Chris Hillman was an automatic choice since Tom was a huge Byrds fan and produced Hillman’s solo album Bidin’ My Time in 2017. Herb Pedersen was in the Desert Rose Band with Hillman and toured with Petty and Mudcrutch in 2016. As for The Shelters, Tom Petty got involved with the band very early on, and he ended up co-producing their debut album in 2016. But it was producer/engineer Ryan Ulyate (TPHB’s/Mudcrutch/Chris Hillman/The Shelters) who suggested to Hillman and Pedersen that they do a new version of “Feel A Whole Lot Better” (Hillman played on The Byrds original, and it was the last song recorded for Full Moon Fever) with The Shelters.
In all seriousness, that's about the most gorgeous thing I've ever heard in my life.
[h/t Glenn E. Most]
5 comments:
Real nice, Steve.
Full Moon Fever has been out for 30 years? Hard to believe. Seems like yesterday.
Love "Runnin' Down a Dream".
One of my favorite riffs. Campbell's guitar at the end is out of this world.
That's an excellent version of a great break-up song, and unlike Tonio K.'s H-A-T-R-E-D (from the greatest album of all time), it can be played on radio without FCC issues.
Paul
One of the greatest rock songs ever written.
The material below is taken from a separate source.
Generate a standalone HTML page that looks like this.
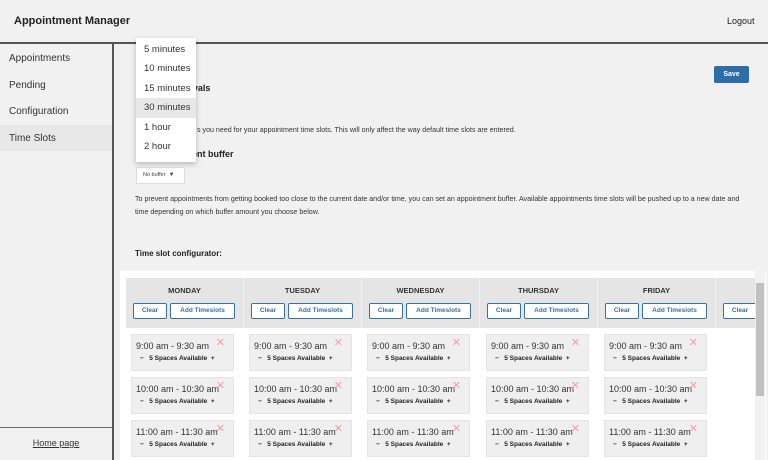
<!DOCTYPE html>
<html><head><style>
*{box-sizing:border-box;margin:0;padding:0}
body{width:768px;height:460px;overflow:hidden;background:#f1f1f1;font-family:"Liberation Sans",Arial,sans-serif;color:#222;position:relative}
.a{position:absolute}
.hdr{left:0;top:0;width:768px;height:44px;border-bottom:2px solid #555;background:#f1f1f1}
.side{left:0;top:44px;width:114px;height:416px;border-right:2px solid #555}
.side div{height:26.5px;padding-left:9px;font-size:10px;line-height:28px;color:#333}
.dd{left:136px;top:38px;width:60px;height:124px;background:#fff;box-shadow:0 2px 5px rgba(0,0,0,.25);font-size:9.5px;color:#333;padding-top:2px}
.dd div{height:19.4px;line-height:19.4px;padding-left:8px}
.small{font-size:7.1px;color:#333;white-space:nowrap}
.box{left:120px;top:271px;width:646px;height:189px;background:#fff}
.gh{left:126px;top:278px;width:630px;height:50px;background:#e5e5e5}
.col{position:absolute;top:278px;width:118px;height:50px;border-right:1px solid #f3f3f3}
.col b{display:block;text-align:center;font-size:7.5px;color:#333;margin-top:8px}
.btn{position:absolute;top:25px;height:16px;border:1.5px solid #3a6f9e;background:#fff;color:#3a6f9e;font-size:6.5px;font-weight:bold;text-align:center;line-height:13px;border-radius:2px}
.card{position:absolute;width:103px;height:37px;background:#efefef;border:1px solid #e4e4e4}
.card .t{position:absolute;left:4px;top:6px;font-size:9px;color:#333}
.card .x{position:absolute;right:8px;top:1px;color:#f2a0a0;font-size:11px}
.card .s{position:absolute;left:8px;top:20px;font-size:6.5px;font-weight:bold;color:#222}
</style></head><body>
<div class="a hdr"><div class="a" style="left:14px;top:15px;font-size:11px;font-weight:bold">Appointment Manager</div><div class="a" style="left:727px;top:16px;font-size:9px">Logout</div></div>
<div class="a side"><div style="margin-top:1px">Appointments</div><div>Pending</div><div>Configuration</div><div style="background:#e8e8e8">Time Slots</div>
<div class="a" style="left:0;top:383px;width:112px;height:33px;border-top:1.5px solid #666;text-align:center;font-size:9px;line-height:30px;padding:0"><span style="text-decoration:underline;color:#333">Home page</span></div></div>
<div class="a" style="left:714px;top:66px;width:35px;height:17px;background:#2d6ea8;border-radius:2px;color:#fff;font-size:7px;font-weight:bold;text-align:center;line-height:17px">Save</div>
<div class="a" style="left:150px;top:83px;font-size:9px;font-weight:bold">Time Intervals</div>
<div class="a small" style="left:197px;top:126px">s you need for your appointment time slots. This will only affect the way default time slots are entered.</div>
<div class="a" style="left:150px;top:149px;font-size:9px;font-weight:bold">Appointment buffer</div>
<div class="a" style="left:136px;top:167px;width:49px;height:17px;background:#fff;border:1px solid #ddd;font-size:5.5px;line-height:15px;padding-left:6px;color:#444">No buffer &nbsp;<span style="font-size:6px">▼</span></div>
<div class="a small" style="left:135px;top:193px;line-height:13px">To prevent appointments from getting booked too close to the current date and/or time, you can set an appointment buffer. Available appointments time slots will be pushed up to a new date and<br>time depending on which buffer amount you choose below.</div>
<div class="a" style="left:135px;top:249px;font-size:8px;font-weight:bold">Time slot configurator:</div>
<div class="a box"></div>
<div class="a gh"></div>
<div class="col" style="left:126px"><b>MONDAY</b><div class="btn" style="left:7px;width:34px">Clear</div><div class="btn" style="left:44px;width:65px">Add Timeslots</div></div>
<div class="col" style="left:244px"><b>TUESDAY</b><div class="btn" style="left:7px;width:34px">Clear</div><div class="btn" style="left:44px;width:65px">Add Timeslots</div></div>
<div class="col" style="left:362px"><b>WEDNESDAY</b><div class="btn" style="left:7px;width:34px">Clear</div><div class="btn" style="left:44px;width:65px">Add Timeslots</div></div>
<div class="col" style="left:480px"><b>THURSDAY</b><div class="btn" style="left:7px;width:34px">Clear</div><div class="btn" style="left:44px;width:65px">Add Timeslots</div></div>
<div class="col" style="left:598px"><b>FRIDAY</b><div class="btn" style="left:7px;width:34px">Clear</div><div class="btn" style="left:44px;width:65px">Add Timeslots</div></div>
<div class="col" style="left:716px;width:39px;overflow:hidden;border:none"><div class="btn" style="left:7px;width:34px">Clear</div></div>
<div class="a" style="left:755px;top:271px;width:10px;height:189px;background:#f1f1f1"></div>
<div class="a" style="left:756px;top:283px;width:8px;height:113px;background:#c1c1c1"></div>
<div id="cards"></div>
<div class="a dd"><div>5 minutes</div><div>10 minutes</div><div>15 minutes</div><div style="background:#e8e8e8">30 minutes</div><div>1 hour</div><div>2 hour</div></div>
<script>
var xs=[131,249,367,486,604],ys=[334,377,420],ts=["9:00 am - 9:30 am","10:00 am - 10:30 am","11:00 am - 11:30 am"],h="";
xs.forEach(function(x){ys.forEach(function(y,i){h+='<div class="card" style="left:'+x+'px;top:'+y+'px"><div class="t">'+ts[i]+'</div><div class="x">✕</div><div class="s">−&nbsp;&nbsp; 5 Spaces Available &nbsp;+</div></div>'})});
document.getElementById('cards').innerHTML=h;
</script>
</body></html>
Earlier this year, and as part of a subscription bundle called Sounds Delicious, Turntable Kitchen released a track-by-track cover of Full Moon Fever by The Pains Of Being Pure At Heart, a NYC indie pop band with perhaps the twee-ist band name ever created. Sounds Delicious consists of indie bands covering classic albums, such as Ben Gibbard (of Death Cab for Cutie) doing Teenage Fanclub’s Bandwagonesque, and Frankie Rose covering The Cure’s Seventeen Seconds. The results are hit-and-miss, depending upon whether you like the band or the original album, or in my case, both for Pains (the band's been around for a decade plus) and Full Moon Fever.
You can hear the whole album as well as Feel A Whole Lot Better over at Spotify.
Wow -- thanks.
That is really fantastic! Great stuff.